House prices in the North on the up


It has certainly been an interesting week with two things keeping my attention – a spectacular fall from Madonna at the Brits and the results of Persimmon. What both tell you are that when you get knocked down get back up again. Persimmon is a prime example of a business well positioned in a market that is growing.
Since the downturn in 2009, a lot of discussion has been around the growth of the house prices in the southern part of England and not just London. This has seen growth of approximately 27% but the point has come where this growth is likely to fizzle out. In the North of England, although there has been some recovery it is marginal in comparison – but alas it looks like the tides are changing with the likes of Sheffield and Leeds leading the way over the next 12 months.
But why is this? Well in contrast to the South, the North only really hit the bottom a couple of years ago, so while the South recovered quicker the North is now leading the race and even in some areas have growth exceeding London.

It does make me wonder though if this is all sustainable. I remember getting my first mortgage and a nervous man at Halifax allowed us a mortgage at 4 times our annual salary – now in some areas today the average house price is 12 times average earnings with a national average of 6.3.
If you step back and think about it, the North ultimately has cheaper houses and is therefore more affordable so as people seek financing will be swayed to these areas – and therefore increasing prices – one big vicious circle!

It then comes back around to the number of houses available. Supply and demand has always shown that where there is demand, the supply will be able to increase the cost. Britain has a chronic shortage of housing stock but in 2014 less than half the required number of homes was actually built (Department for Communities and Local Government shows 118,770 against a target of 250,000).
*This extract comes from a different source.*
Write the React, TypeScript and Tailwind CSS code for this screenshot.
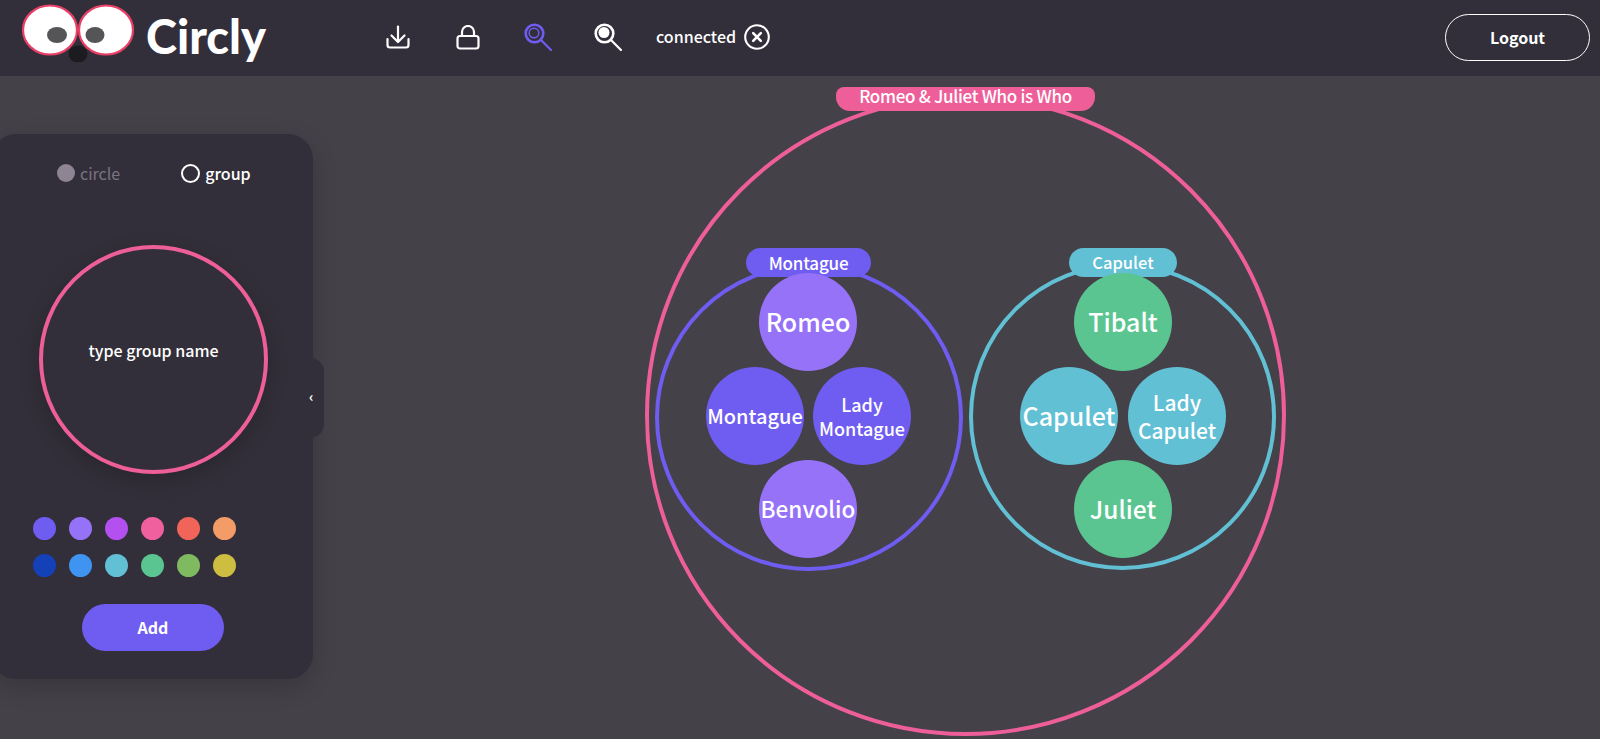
const font = "font-['Noto_Sans_CJK_JP','Noto_Sans',sans-serif]";

const swatches = [
  "bg-[#6f5cf1]", "bg-[#9672f8]", "bg-[#b44ff0]", "bg-[#f0609e]", "bg-[#f0645a]", "bg-[#f39c68]",
  "bg-[#1440b8]", "bg-[#3f94f2]", "bg-[#62c0d5]", "bg-[#5bc591]", "bg-[#7fb960]", "bg-[#cdbd40]",
];

const Logo = () => (
  <svg width="114" height="58" viewBox="0 0 114 58" className="-mt-[8px] shrink-0">
    <ellipse cx="57" cy="50" rx="9.5" ry="8.5" fill="#1b1b20" />
    <ellipse cx="29" cy="26" rx="27" ry="24.5" fill="#fff" stroke="#ea3f66" strokeWidth="2.2" />
    <ellipse cx="85" cy="26" rx="27" ry="24.5" fill="#fff" stroke="#ea3f66" strokeWidth="2.2" />
    <ellipse cx="36" cy="31" rx="10" ry="8" fill="#555457" />
    <ellipse cx="74" cy="31" rx="9.5" ry="8" fill="#555457" />
  </svg>
);

const DownloadIcon = () => (
  <svg width="24" height="24" viewBox="0 0 24 24" fill="none" stroke="#fff" strokeWidth="2.2" strokeLinecap="round" strokeLinejoin="round" className="shrink-0">
    <path d="M1.5 14v6a2.5 2.5 0 0 0 2.5 2.5h16a2.5 2.5 0 0 0 2.5-2.5v-6" />
    <path d="M12 1.5V16.5" />
    <path d="M5.5 10.5L12 17l6.5-6.5" />
  </svg>
);

const LockIcon = () => (
  <svg width="24" height="25" viewBox="0 0 24 25" fill="none" stroke="#fff" strokeWidth="2.2" strokeLinecap="round" strokeLinejoin="round" className="shrink-0">
    <rect x="1.5" y="11" width="21" height="12.5" rx="2.5" />
    <path d="M6 11V7a6 6 0 0 1 12 0v4" />
  </svg>
);

const SearchPurple = () => (
  <svg width="28" height="28" viewBox="0 0 28 28" fill="none" stroke="#6f5cf1" strokeLinecap="round" className="shrink-0">
    <circle cx="10.5" cy="10.5" r="8.8" strokeWidth="2.6" />
    <circle cx="10" cy="10" r="4.8" strokeWidth="1.5" />
    <path d="M17.5 17.5L27 27" strokeWidth="2.2" />
  </svg>
);

const SearchWhite = () => (
  <svg width="28" height="28" viewBox="0 0 28 28" fill="none" stroke="#fff" strokeLinecap="round" className="shrink-0">
    <circle cx="10.5" cy="10.5" r="8.8" strokeWidth="2.6" />
    <circle cx="10" cy="9.5" r="5.5" fill="#fff" stroke="none" />
    <path d="M17.5 17.5L27 27" strokeWidth="2.2" />
  </svg>
);

const CloseCircle = () => (
  <svg width="26" height="26" viewBox="0 0 26 26" fill="none" stroke="#fff" strokeLinecap="round" className="shrink-0">
    <circle cx="13" cy="13" r="11.8" strokeWidth="2.1" />
    <path d="M9.2 9.2l7.6 7.6M16.8 9.2l-7.6 7.6" strokeWidth="2.6" />
  </svg>
);

const Header = () => (
  <header className="flex h-[76px] shrink-0 items-center bg-[#322f3b] pb-[2px] pl-[21px] pr-[10px] text-white">
    <div className="flex w-[365px] items-center gap-[11px]">
      <Logo />
      <span className="font-['Lato',sans-serif] text-[47px] font-black leading-none -mt-[2px]">Circly</span>
    </div>
    <DownloadIcon />
    <div className="ml-[46px]"><LockIcon /></div>
    <div className="ml-[44px]"><SearchPurple /></div>
    <div className="ml-[42px]"><SearchWhite /></div>
    <span className="ml-[34px] -mt-[3px] text-[16px] font-medium">connected</span>
    <div className="ml-[8px]"><CloseCircle /></div>
    <button className="ml-auto flex h-[47px] w-[145px] items-center justify-center rounded-full border-[1.5px] border-white text-[16px] font-semibold">
      Logout
    </button>
  </header>
);

const Panel = () => (
  <aside className="relative ml-[-9px] mt-[58px] flex h-[545px] w-[322px] shrink-0 flex-col rounded-[25px] bg-[#322f3a] pl-[41px] shadow-[0_8px_24px_rgba(0,0,0,0.18)]">
    <div className="mt-[29px] flex h-[20px] items-center text-[16px]">
      <span className="ml-[25px] h-[18px] w-[18px] rounded-full bg-[#8e8494]" />
      <span className="ml-[5px] text-[#7b7382]">circle</span>
      <span className="ml-[61px] h-[19px] w-[19px] rounded-full border-[2.5px] border-white" />
      <span className="ml-[5px] font-medium text-white">group</span>
    </div>
    <div className="ml-[7px] mt-[62px] flex h-[229px] w-[229px] justify-center rounded-full border-[4px] border-[#ee5e99] pt-[89px] text-[16px] font-medium text-white shadow-[0_6px_20px_rgba(0,0,0,0.2)]">
      type group name
    </div>
    <div className="ml-[1px] mt-[43px] grid w-[203px] grid-cols-6 gap-x-[13px] gap-y-[13.5px]">
      {swatches.map((c) => (
        <span key={c} className={`h-[23px] w-[23px] rounded-full ${c}`} />
      ))}
    </div>
    <button className="ml-[50px] mt-[27px] h-[47px] w-[142px] rounded-full bg-[#6f5cf1] text-[16px] font-semibold text-white">
      Add
    </button>
    {/* collapse handle */}
    <div className="absolute left-[309px] top-[224px] flex h-[80px] w-[24px] items-center rounded-r-[14px] bg-[#322f3a] pl-[9px] text-[14px] font-semibold text-white">
      <span className="mt-[-4px]">‹</span>
    </div>
  </aside>
);

const Node = ({ className, children }: { className: string; children: React.ReactNode }) => (
  <div className={`absolute flex h-[98px] w-[98px] items-center justify-center rounded-full text-center font-medium text-white ${className}`}>
    {children}
  </div>
);

const Diagram = () => (
  <div className="relative min-w-0 flex-1">
    {/* outer group */}
    <div className="absolute left-[332px] top-[19px] h-[641px] w-[641px] rounded-full border-[4px] border-[#ee5e99]">
      <div className="absolute left-[187px] top-[-12px] flex h-[24px] w-[259px] items-center justify-center rounded-b-[14px] rounded-t-[8px] bg-[#ee5e99] pb-[6px] text-[17px] font-medium leading-[18px] tracking-[-0.3px] text-white">
        Romeo &amp; Juliet Who is Who
      </div>

      {/* Montague */}
      <div className="absolute left-[6px] top-[165px] h-[307px] w-[308px] rounded-full border-[4px] border-[#6f5cf1]">
        <div className="absolute left-[87px] top-[-20px] flex h-[29px] w-[125px] items-center justify-center rounded-full bg-[#6f5cf1] text-[17px] font-medium tracking-[-0.2px] text-white">
          Montague
        </div>
        <Node className="left-[100px] top-[5px] bg-[#9672f8] text-[25px]">Romeo</Node>
        <Node className="left-[47px] top-[99px] bg-[#6f5cf1] text-[20px]">Montague</Node>
        <Node className="left-[154px] top-[99px] bg-[#6f5cf1] text-[18px] leading-[24px]">Lady<br />Montague</Node>
        <Node className="left-[100px] top-[192px] bg-[#9672f8] text-[22.5px]">Benvolio</Node>
      </div>

      {/* Capulet */}
      <div className="absolute left-[320px] top-[164px] h-[307px] w-[307px] rounded-full border-[4px] border-[#62c0d5]">
        <div className="absolute left-[96px] top-[-19px] flex h-[29px] w-[108px] items-center justify-center rounded-full bg-[#62c0d5] text-[16.5px] font-medium text-white">
          Capulet
        </div>
        <Node className="left-[101px] top-[6px] bg-[#5bc591] text-[25px]">Tibalt</Node>
        <Node className="left-[47px] top-[100px] bg-[#62c0d5] text-[25px]">Capulet</Node>
        <Node className="left-[155px] top-[100px] bg-[#62c0d5] text-[21px] leading-[28px]">Lady<br />Capulet</Node>
        <Node className="left-[101px] top-[193px] bg-[#5bc591] text-[24.5px]">Juliet</Node>
      </div>
    </div>
  </div>
);

export default function App() {
  return (
    <div className={`flex h-screen flex-col overflow-hidden bg-[#444148] ${font}`}>
      <Header />
      <main className="flex min-h-0 flex-1">
        <Panel />
        <Diagram />
      </main>
    </div>
  );
}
This simply is putting pressure on the supply.
So what should you do as a potential buyer, like always shop around. I recently had a conversation with a seller who was amazed at how much the price had been chipped away on their property for sale, only when he told me that they had informed the potential buyer how desperate they were to move did it click – if you are selling be careful what you say! Buyers are in a good position (if you can find the right property). At present Banks and other lenders are frantically undercutting each other to get your business, though they are still not lending silly amounts – which does mean you need to carefully consider deposits, home buy or the location of where you settle.

So those people in the North that are thinking of selling should be cautious, with house prices forecast to increase you may want to hold out a little longer. For those looking to buy, now is your time but be wary about the price you are paying – getting a second opinion!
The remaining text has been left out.